30 Books in 30 Days: Leigh Newman on Margo Jefferson’s Negroland
COUNTING DOWN THE NATIONAL BOOK CRITICS CIRCLE AWARDS FINALISTS
In the days leading up to the March 17 announcement of the 2015 National Book Critics Circle award winners, Critical Mass highlights the thirty finalists. Today, NBCC board member Leigh Newman on autobiography finalist Margo Jefferson’s “Negroland” (Pantheon).
Negroland, Margo Jefferson
“Negroland is my name for small region of Negro America where residents were sheltered by a certain amount of privilege and plenty,” writes Margo Jefferson in the opening of her elegant, genre-shattering memoir. “I call it Negroland because I still find ‘Negro’ a word of wonders, glorious and terrible.” Growing up in the late 1940s and 50s, young Jefferson is surrounded by every sort of material comfort: sailboats and ballet lessons, private clubs, private schools, sleepaway camps, and vacations in the Caribbean. Her family moves from one privileged-yet-segregated enclave of Chicago black elite to the next, their geography directed by her father’s growing success as doctor, until they arrive in almost entirely white Hyde Park-Kenwood, where low-income Negros are discouraged from remaining and small numbers of upper-middle-class Negros are permitted as “a model of socially stable integration.”
Jefferson is taught to be impeccable in every art form, be it social niceties, intellectual achievement, or the cutthroat blonde rigors of the cheerleading squad. She is to distinguish herself “through presentation, not declaration, to excel through deeds and manners” and to serve as a example for other non-Negroland Negros who “showed off the wrong things: their loud voices, their brash and garish ways, their gift for popular music and dance, for sports rather than the humanities and sciences.” She is to live with the crushing understanding that citizens of Negroland “were better than the whites who looked down on us—that we were better than most whites, period. But that this would rarely if ever be acknowledged by white people” To act in any way contrary to these teachings, she writes, “could put you, your parents and people at risk.”
Her struggles to survive the relentless bigotry of her childhood, which includes being cast as the maid in school plays and left uninvited to whites-only birthday parties, and her simultaneous efforts to uphold the veneer of Negroland perfection—to hot-comb and oil her “bushy” hair—result in a woman who feels she will never be black enough, white enough, or “Negroland” enough. The pressure this conflict exerts results in academic and social excellence— and private despair.

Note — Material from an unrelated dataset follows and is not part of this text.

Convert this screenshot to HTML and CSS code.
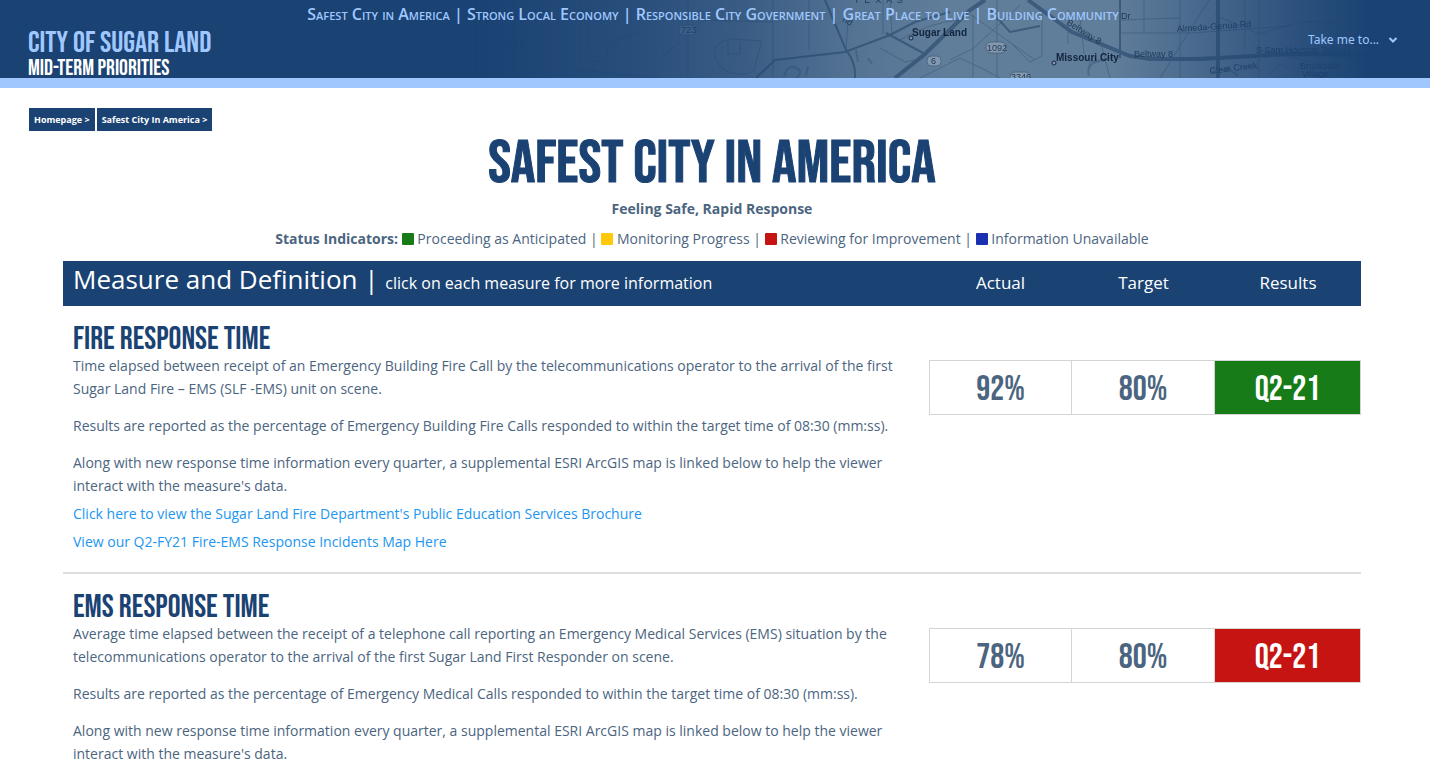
FILE: index.html
```html
<!DOCTYPE html>
<html lang="en">
<head>
<meta charset="utf-8">
<title>Safest City in America</title>
<meta name="viewport" content="width=device-width, initial-scale=1">
<link rel="stylesheet" href="styles.css">
</head>
<body>
<header class="site-header">
  <svg class="map" viewBox="0 0 1430 78" preserveAspectRatio="xMidYMid slice" aria-hidden="true">
    <defs>
      <linearGradient id="fade" x1="0" x2="1">
        <stop offset="0.33" stop-color="#fff" stop-opacity="0"/>
        <stop offset="0.44" stop-color="#fff" stop-opacity="0.2"/>
        <stop offset="0.52" stop-color="#fff" stop-opacity="0.45"/>
        <stop offset="0.6" stop-color="#fff" stop-opacity="0.85"/>
        <stop offset="0.66" stop-color="#fff" stop-opacity="1"/>
        <stop offset="0.78" stop-color="#fff" stop-opacity="1"/>
        <stop offset="0.85" stop-color="#fff" stop-opacity="0.6"/>
        <stop offset="0.91" stop-color="#fff" stop-opacity="0.25"/>
        <stop offset="0.96" stop-color="#fff" stop-opacity="0"/>
      </linearGradient>
      <mask id="edge"><rect width="1430" height="78" fill="url(#fade)"/></mask>
    </defs>
    <g mask="url(#edge)">
      <rect class="land" width="1430" height="78"/>
      <g class="street">
        <path d="M688 0V78M588 25L590 62L606 60L608 44L640 32M500 50L560 68L660 78M660 58L680 42"/>
        <path d="M773 0V78M809 0V50M848 22L846 50M773 22L700 20M714 54Q716 40 732 39L762 41L756 62Q756 72 746 74Q720 76 714 54ZM728 40V54H740V42"/>
        <path d="M883 0V34M890 0L892 36M900 40Q930 22 960 20M880 48L905 62L924 58M920 78L960 58L985 70L1000 78"/>
        <path d="M973 15V78M997 0V78M950 60L974 48L1020 5M970 14L1035 60M1042 14V56L1030 62L1012 44M1068 10V44M1080 16L1084 54M1100 40L1110 78M1118 56L1090 62L1088 70M1120 33H1192L1290 26M1144 0V33M1120 20L1180 18M1180 0V58M1209 0L1160 78"/>
        <path d="M1245 0V50M1259 0V78M1215 15L1259 34L1300 22H1430M1260 50L1320 64M1180 78V58L1240 56M1270 74Q1280 58 1290 70M1338 0V78"/>
      </g>
      <g class="road">
        <path d="M756 78L775 60L845 52L890 35L915 22L950 12M825 0L846 50Q856 62 855 78M886 33L925 54M990 10L1010 32L1040 26M1120 0V58"/>
      </g>
      <g class="highway">
        <path d="M895 78L925 54L970 10L985 0M1028 0L1072 32L1130 56L1150 59H1200L1290 54L1430 56M1218 0V78"/>
      </g>
      <g class="lake">
        <path d="M784 76Q788 64 796 68Q804 72 796 78M808 66L806 76M856 50L858 62M868 58L872 64M1105 60Q1085 62 1089 76M1212 72L1228 68L1238 76"/>
      </g>
      <g class="shield">
        <rect x="679" y="25" width="17" height="10" rx="4"/><rect x="927" y="56" width="14" height="10" rx="4"/>
        <rect x="986" y="42" width="20" height="11" rx="5"/><rect x="1010" y="72" width="20" height="11" rx="5"/>
      </g>
      <g class="label small">
        <text x="681" y="33">723</text><text x="931" y="64">6</text><text x="987" y="51">1092</text><text x="1011" y="80">3346</text>
        <text x="492" y="46">Orchard</text>
        <text x="854" y="3">T &#160;E &#160;X &#160;A &#160;S</text>
        <text x="842" y="21" transform="rotate(30 842 21)">nd</text>
        <text x="1177" y="32" transform="rotate(-4 1177 32)">Almeda-Genoa Rd</text>
        <text x="1134" y="57">Beltway 8</text>
        <text x="1256" y="53">S Sam Houston Tollway</text>
        <text x="1210" y="74" transform="rotate(-7 1210 74)">Clear Creek</text>
        <text x="1300" y="69">Brookside</text><text x="1302" y="77">Village</text>
        <text x="1066" y="24" transform="rotate(32 1066 24)">Beltway 8</text>
        <text x="1121" y="19">Dr</text>
      </g>
      <g class="label">
        <text x="912" y="36">Sugar Land</text><text x="1056" y="61">Missouri City</text>
        <circle cx="911" cy="38" r="2"/><circle cx="1054" cy="63" r="2"/>
      </g>
    </g>
  </svg>
  <a class="brand" href="#"><span class="brand-city">City of Sugar Land</span><span class="brand-sub">Mid-Term Priorities</span></a>
  <nav class="main-nav" aria-label="Priorities">
    <a href="#">Safest City in America</a> | <a href="#">Strong Local Economy</a> | <a href="#">Responsible City Government</a> | <a href="#">Great Place to Live</a> | <a href="#">Building Community</a>
  </nav>
  <div class="jump">
    <select class="jump-select" aria-label="Take me to">
      <option>Take me to...</option>
    </select>
    <svg class="chevron" viewBox="0 0 10 8" aria-hidden="true"><path d="M1.5 2L5 5.5L8.5 2"/></svg>
  </div>
</header>
<nav class="crumbs" aria-label="Breadcrumb"><a href="#">Homepage &gt;</a><a href="#">Safest City In America &gt;</a></nav>
<main class="content">
  <h1 class="title">Safest City in America</h1>
  <p class="tagline">Feeling Safe, Rapid Response</p>
  <p class="legend"><b>Status Indicators:</b> <i class="swatch ok"></i> Proceeding as Anticipated | <i class="swatch watch"></i> Monitoring Progress | <i class="swatch review"></i> Reviewing for Improvement | <i class="swatch none"></i> Information Unavailable</p>
  <table class="measures">
    <colgroup><col><col class="col-value"><col class="col-value"><col class="col-result"></colgroup>
    <thead>
      <tr><th scope="col" class="head-measure"><span class="head-large">Measure and Definition | </span>click on each measure for more information</th><th scope="col">Actual</th><th scope="col">Target</th><th scope="col">Results</th></tr>
    </thead>
    <tbody>
      <tr>
        <td class="measure">
          <h2>Fire Response Time</h2>
          <p>Time elapsed between receipt of an Emergency Building Fire Call by the telecommunications operator to the arrival of the first Sugar Land Fire – EMS (SLF -EMS) unit on scene.</p>
          <p>Results are reported as the percentage of Emergency Building Fire Calls responded to within the target time of 08:30 (mm:ss).</p>
          <p>Along with new response time information every quarter, a supplemental ESRI ArcGIS map is linked below to help the viewer interact with the measure's data.</p>
          <a href="#">Click here to view the Sugar Land Fire Department's Public Education Services Brochure</a>
          <a href="#">View our Q2-FY21 Fire-EMS Response Incidents Map Here</a>
        </td>
        <td><div class="value first">92%</div></td>
        <td><div class="value">80%</div></td>
        <td><div class="value result ok">Q2-21</div></td>
      </tr>
      <tr>
        <td class="measure">
          <h2>EMS Response Time</h2>
          <p>Average time elapsed between the receipt of a telephone call reporting an Emergency Medical Services (EMS) situation by the telecommunications operator to the arrival of the first Sugar Land First Responder on scene.</p>
          <p>Results are reported as the percentage of Emergency Medical Calls responded to within the target time of 08:30 (mm:ss).</p>
          <p>Along with new response time information every quarter, a supplemental ESRI ArcGIS map is linked below to help the viewer interact with the measure's data.</p>
        </td>
        <td><div class="value first">78%</div></td>
        <td><div class="value">80%</div></td>
        <td><div class="value result review">Q2-21</div></td>
      </tr>
    </tbody>
  </table>
</main>
</body>
</html>
```
FILE: styles.css
```css
:root {
  --navy: #1a4273;
  --sky: #a0c8ff;
  --slate: #4b6580;
  --line: #d5d5d5;
  --display: "Bebas Neue", "Liberation Sans Narrow", "Roboto Condensed", sans-serif;
}
* { box-sizing: border-box; }
body { margin: 0; background: #fff; color: var(--slate); font: 14px/23px "Open Sans", sans-serif; }
a { text-decoration: none; }
h1, h2, p { margin: 0; }

.site-header {
  position: relative;
  display: grid;
  grid-template-columns: 1fr auto 1fr;
  height: 88px;
  padding: 0 32px 0 28px;
  background: var(--navy);
  border-bottom: 10px solid var(--sky);
  color: var(--sky);
}
.map { position: absolute; inset: 0; width: 100%; height: 100%; }
.land { fill: #607d9a; }
.street, .road, .highway, .lake { fill: none; }
.street { stroke: #4b6885; stroke-width: 1; }
.road { stroke: #3d5c7c; stroke-width: 2; }
.highway { stroke: #3d5b7c; stroke-width: 4; }
.lake { stroke: #4d6b8a; stroke-width: 2; }
.shield { fill: #8499ae; stroke: #4b6885; }
.label { fill: #12243d; font: bold 10px "Liberation Sans", sans-serif; }
.label circle { fill: #8499ae; stroke: #12243d; }
.label.small { fill: #213a57; font-size: 9px; font-weight: normal; }
.brand { position: relative; display: flex; flex-direction: column; justify-content: flex-end; font-family: var(--display); text-transform: uppercase; white-space: nowrap; }
.brand-city { color: var(--sky); font-size: 30px; line-height: 32px; }
.brand-sub { color: #fff; font-size: 22px; line-height: 19px; }
.main-nav { position: relative; padding-top: 3px; font-size: 16px; font-weight: 600; font-variant: small-caps; }
.main-nav a { color: var(--sky); }
.jump { position: relative; justify-self: end; align-self: center; display: flex; align-items: center; gap: 8px; padding-top: 2px; }
.jump-select { appearance: none; border: 0; padding: 0; background: transparent; color: var(--sky); font: 12px/20px "Noto Sans", "Open Sans", sans-serif; }
.chevron { width: 10px; fill: none; stroke: var(--sky); stroke-width: 2; }

.crumbs { display: flex; gap: 2px; padding: 20px 29px 0; }
.crumbs a { padding: 0 5px; background: var(--navy); color: #fff; font-size: 9px; font-weight: bold; }

.content { padding: 0 69px 0 63px; text-align: center; }
.title { padding-top: 3px; color: var(--navy); font: 61px/60px var(--display); text-transform: uppercase; -webkit-text-stroke: 1px var(--navy); }
.tagline { padding-top: 3px; font-weight: bold; }
.legend { padding: 7px 0 11px; }
.swatch { display: inline-block; width: 12px; height: 12px; border-radius: 1px; vertical-align: -1px; }
.ok { background: #177b17; }
.watch { background: #ffc90a; }
.review { background: #c61412; }
.none { background: #1a30b0; }

.measures { width: 100%; border-collapse: collapse; table-layout: fixed; }
.col-value { width: 143px; }
.col-result { width: 146px; }
th { height: 45px; padding: 0 0 2px; background: var(--navy); color: #fff; font-size: 17px; font-weight: normal; }
.head-measure { padding: 0 0 4px 10px; font-size: 16px; text-align: left; }
.head-large { font-size: 26px; }
td { padding: 54px 0 0; vertical-align: top; }
.measure { padding: 20px 30px 0 10px; text-align: left; }
tbody tr { border-bottom: 2px solid #dedede; }
tbody tr:last-child { border-bottom: 0; }
h2 { color: var(--navy); font: 32px/28px var(--display); text-transform: uppercase; }
.measure p { margin-bottom: 14px; }
.measure p:last-of-type { margin-bottom: 5px; }
.measure a { display: block; margin-bottom: 5px; color: #2196f0; }
.measure a:last-child { margin-bottom: 19px; }
.value { height: 55px; padding-top: 4px; border: 1px solid var(--line); border-left: 0; font: 35px/49px var(--display); }
.first { border-left: 1px solid var(--line); }
.result { color: #fff; }
```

All this is plenty of material for a traditional memoir—by which I mean one that focuses, for the most part, on the narrator’s personal experience. Jefferson will draw you into a scene, rich in every kind of detail, from the light glinting off the ice in the cocktails to the shimmer of the mothers’ evening dresses. But what makes the book so compelling is how it moves beyond the author’s life, seamlessly interweaving critical examinations that make you stop, sometimes mid-page, and wonder how we got here—into an examination of Little Woman, or a list of African-American hair types, or a short biography of Charlotte Forten, the free black woman who taught at white and black elementary schools in 1860—and how that examination informs the larger points Jefferson is making about race, gender, and class in America.
This book is as much an artistic tour-de-force as an intellectual one. Jefferson is a risk taker, a composer of sentences. She’ll refer herself in the first person, the second person, and sometimes will even pull out to describe herself from an omniscient perspective, showing the reader how she thinks the world might see her—all in the space of few pages. These swerves in perspective—from the intensely intimate to the distant—reflect the ambiguities of her identity. She is warm. She is cold. She is with you. She is far, far away from you. What results is a book that’s cerebral and heartfelt, personal and political, and always formally inventive.